Bo Scarbrough, RB Dallas Cowboys
This spot was really puzzling, even for a 7th round selection I was hoping this could be like a Philly, New England, Baltimore, San Francisco, Miami, type of destination. A place where he could be a goal-line back and could return some potential value that way. I just don’t see any scenario where this is anything other than Zeke insurance and even still he was much more limited then Zeke is. If you are a Zeke owner maybe grab him at the end of your drafts, other than that don’t even bother, he will be essentially useless. I really only mentioned him because of his name and with a stud ahead of him and no real threat as a third-down back, just stay completely away.
- Honorable Mentions (Good spots that are a little crowded):
Antonio Callaway, WR Cleveland Browns
Has loads of potential but depending on what happens with Corey Coleman it may be difficult to break his way into targets with so many weapons in the world. Loads of upside but a lot going on and I’m sure a lot more will change in the coming months for the Browns.

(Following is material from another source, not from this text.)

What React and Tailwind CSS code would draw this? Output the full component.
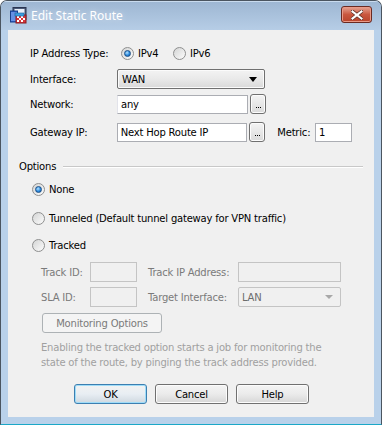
import React from "react";

const Radio = ({ checked }) => (
  <span className="w-[13px] h-[13px] rounded-full border border-[#8e8f8f] bg-linear-to-br from-[#d4d5d5] to-[#fcfcfc] flex items-center justify-center shrink-0">
    {checked && (
      <span className="w-[7px] h-[7px] rounded-full border border-[#1c4f86] bg-[radial-gradient(circle_at_40%_35%,#b6e3ff,#2b8be0_55%,#0f5aa8)]" />
    )}
  </span>
);

const Btn = ({ children, focused, className = "" }) => (
  <div
    className={
      "h-[20px] w-[73px] rounded-[3px] border flex items-center justify-center text-black " +
      (focused
        ? "border-[#3c7fb1] bg-linear-to-b from-[#f2f2f2] via-[#e8eef3] to-[#cfd8e0] shadow-[inset_0_0_0_1px_#9fdcf8] "
        : "border-[#707070] bg-linear-to-b from-[#f4f4f4] via-[#ebebeb] to-[#d6d6d6] shadow-[inset_0_0_0_1px_#fcfcfc] ") +
      className
    }
  >
    {children}
  </div>
);

const Dots = () => (
  <div className="w-[16px] h-[20px] rounded-[3px] border border-[#707070] bg-linear-to-b from-[#f4f4f4] to-[#dadada] shadow-[inset_0_0_0_1px_#fcfcfc] flex items-end justify-center pb-[5px] shrink-0">
    <span className="flex gap-[1px]">
      <span className="w-[1px] h-[1px] bg-black" />
      <span className="w-[1px] h-[1px] bg-black" />
      <span className="w-[1px] h-[1px] bg-black" />
    </span>
  </div>
);

const TitleIcon = () => (
  <svg width="17" height="17" viewBox="0 0 17 17">
    <rect x="3" y="0.5" width="13" height="12" fill="#4a5a78" stroke="#2a3450" />
    <rect x="4.5" y="2" width="10" height="9" fill="#e8eef8" />
    <rect x="0.5" y="4" width="7" height="11" fill="#2b5fc9" stroke="#1a3f8a" />
    <rect x="1.5" y="5" width="1" height="9" fill="#9fc0ff" />
    <rect x="3.5" y="5" width="1" height="9" fill="#9fc0ff" />
    <rect x="5.5" y="5" width="1" height="9" fill="#9fc0ff" />
    <rect x="6" y="8" width="10" height="8" fill="#d8363a" stroke="#8a1a1e" />
    <rect x="7" y="9" width="2" height="2" fill="#fff" />
    <rect x="11" y="9" width="2" height="2" fill="#fff" />
    <rect x="9" y="11" width="2" height="2" fill="#fff" />
    <rect x="13" y="11" width="2" height="2" fill="#fff" />
    <rect x="7" y="13" width="2" height="2" fill="#fff" />
    <rect x="11" y="13" width="2" height="2" fill="#fff" />
    <rect x="5" y="6" width="9" height="3" fill="#3a9fe0" stroke="#1a5f9a" strokeWidth="0.6" />
  </svg>
);

export default function App() {
  return (
    <div
      className="w-[382px] h-[425px] rounded-t-[7px] border border-[#4b5560] border-b-[#1aa7c7] bg-[#b9d1ea] flex flex-col overflow-hidden"
      style={{ fontFamily: '"DejaVu Sans", sans-serif' }}
    >
      {/* Title bar */}
      <div className="h-[29px] shrink-0 bg-linear-to-b from-[#9db6d2] to-[#b6cde6] flex items-center pl-[9px] pr-[9px] shadow-[inset_0_1px_0_#c9dbee]">
        <TitleIcon />
        <span
          className="ml-[4px] text-[12px] text-white"
          style={{ fontFamily: '"Noto Sans", "Open Sans", sans-serif', textShadow: "0 0 6px rgba(255,255,255,0.5)" }}
        >
          Edit Static Route
        </span>
        <div className="ml-auto mt-[-2px] w-[31px] h-[17px] rounded-[3px] border border-[#6a2a22] bg-linear-to-b from-[#e4a393] via-[#c9573f] to-[#b8442c] shadow-[inset_0_0_0_1px_#e99a88] flex items-center justify-center">
          <svg width="12" height="10" viewBox="0 0 12 10">
            <path d="M1 1 L11 9 M11 1 L1 9" stroke="#5a3028" strokeWidth="3.4" strokeLinecap="square" />
            <path d="M1.5 1.5 L10.5 8.5 M10.5 1.5 L1.5 8.5" stroke="#ffffff" strokeWidth="2.2" strokeLinecap="square" />
          </svg>
        </div>
      </div>

      {/* Content */}
      <div className="mx-[7px] h-[387px] bg-[#f0f0f0] text-[10px] tracking-[-0.2px] text-black flex flex-col">
        <div className="px-[22px] pt-[13px]">
          <div className="h-[20px] flex items-center">
            <span className="w-[91px]">IP Address Type:</span>
            <Radio checked />
            <span className="ml-[4px] w-[35px]">IPv4</span>
            <Radio />
            <span className="ml-[4px]">IPv6</span>
          </div>
          <div className="mt-[6px] h-[20px] flex items-center">
            <span className="w-[87px]">Interface:</span>
            <div className="w-[148px] h-[20px] rounded-[2px] border border-[#707070] bg-linear-to-b from-[#f3f3f3] via-[#e9e9e9] to-[#d9d9d9] shadow-[inset_0_0_0_1px_#fbfbfb] flex items-center pl-[4px] pr-[7px]">
              <span>WAN</span>
              <svg className="ml-auto" width="8" height="5" viewBox="0 0 8 5">
                <path d="M0 0 H8 L4 5 Z" fill="#000" />
              </svg>
            </div>
          </div>
          <div className="mt-[5px] h-[20px] flex items-center">
            <span className="w-[87px]">Network:</span>
            <div className="w-[131px] h-[19px] border border-[#abadb3] border-l-[#e2e3ea] border-t-[#abadb3] bg-white flex items-center pl-[3px]">
              any
            </div>
            <div className="ml-[2px]">
              <Dots />
            </div>
          </div>
          <div className="mt-[8px] h-[20px] flex items-center">
            <span className="w-[87px]">Gateway IP:</span>
            <div className="w-[131px] h-[19px] border border-[#abadb3] bg-white flex items-center pl-[3px]">
              Next Hop Route IP
            </div>
            <div className="ml-[2px]">
              <Dots />
            </div>
            <span className="ml-[12px] w-[38px]">Metric:</span>
            <div className="w-[37px] h-[19px] border border-[#abadb3] bg-white flex items-center pl-[3px]">1</div>
          </div>
        </div>

        {/* Options */}
        <div className="mt-[17px] h-[14px] px-[11px] flex items-center">
          <span>Options</span>
          <div className="ml-[7px] flex-1 h-px bg-[#c8c8c8] shadow-[0_1px_0_#ffffff]" />
        </div>

        <div className="pl-[24px]">
          <div className="mt-[8px] h-[16px] flex items-center gap-[4px]">
            <Radio checked />
            <span>None</span>
          </div>
          <div className="mt-[13px] h-[16px] flex items-center gap-[4px]">
            <Radio />
            <span>Tunneled (Default tunnel gateway for VPN traffic)</span>
          </div>
          <div className="mt-[11px] h-[16px] flex items-center gap-[4px]">
            <Radio />
            <span>Tracked</span>
          </div>
        </div>

        <div className="pl-[33px] text-[#7a7a7a]">
          <div className="mt-[9px] h-[20px] flex items-center">
            <span className="w-[49px]">Track ID:</span>
            <div className="w-[47px] h-[20px] border border-[#c4c4c4]" />
            <span className="ml-[11px] w-[90px]">Track IP Address:</span>
            <div className="w-[103px] h-[20px] border border-[#c4c4c4]" />
          </div>
          <div className="mt-[5px] h-[20px] flex items-center">
            <span className="w-[49px]">SLA ID:</span>
            <div className="w-[47px] h-[20px] border border-[#c4c4c4]" />
            <span className="ml-[11px] w-[90px]">Target Interface:</span>
            <div className="w-[103px] h-[20px] rounded-[2px] border border-[#c4c4c4] flex items-center pl-[3px] pr-[7px] text-[#6d6d6d]">
              <span>LAN</span>
              <svg className="ml-auto" width="8" height="4" viewBox="0 0 8 4">
                <path d="M0 0 H8 L4 4 Z" fill="#a8a8a8" />
              </svg>
            </div>
          </div>
          <div className="mt-[6px] ml-[1px] w-[120px] h-[20px] rounded-[3px] border border-[#adb2b5] bg-[#f4f4f4] flex items-center justify-center">
            Monitoring Options
          </div>
          <div className="mt-[7px] leading-[15px] text-[#a0a0a0]">
            Enabling the tracked option starts a job for monitoring the
            <br />
            state of the route, by pinging the track address provided.
          </div>
        </div>

        <div className="mt-[14px] flex justify-center gap-[8px] pl-[1px]">
          <Btn focused>OK</Btn>
          <Btn>Cancel</Btn>
          <Btn>Help</Btn>
        </div>
      </div>
    </div>
  );
}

Justin Watson, WR Tampa Bay Buccaneers
Watson is likely unknown by a lot of people but he could be the potential break out that nobody (except you) saw coming. He was highly productive out of the University of Pennsylvania. No, not Penn State the ivy league school. So, the kid is smart and will likely be a quick study of the playbook and impress early. Of course, this is a crowded WR group with Mike Evans, Desean Jackson, Chris Godwin, Adam Humphries, OJ Howard and Cameron Brate to name a few. It’s going to be tough to work his way into a target share but considering the Bucs invested a 5th round pick in him I would say they believe in him a little bit and is worth looking at late in rookie drafts, or if he goes undrafted even better.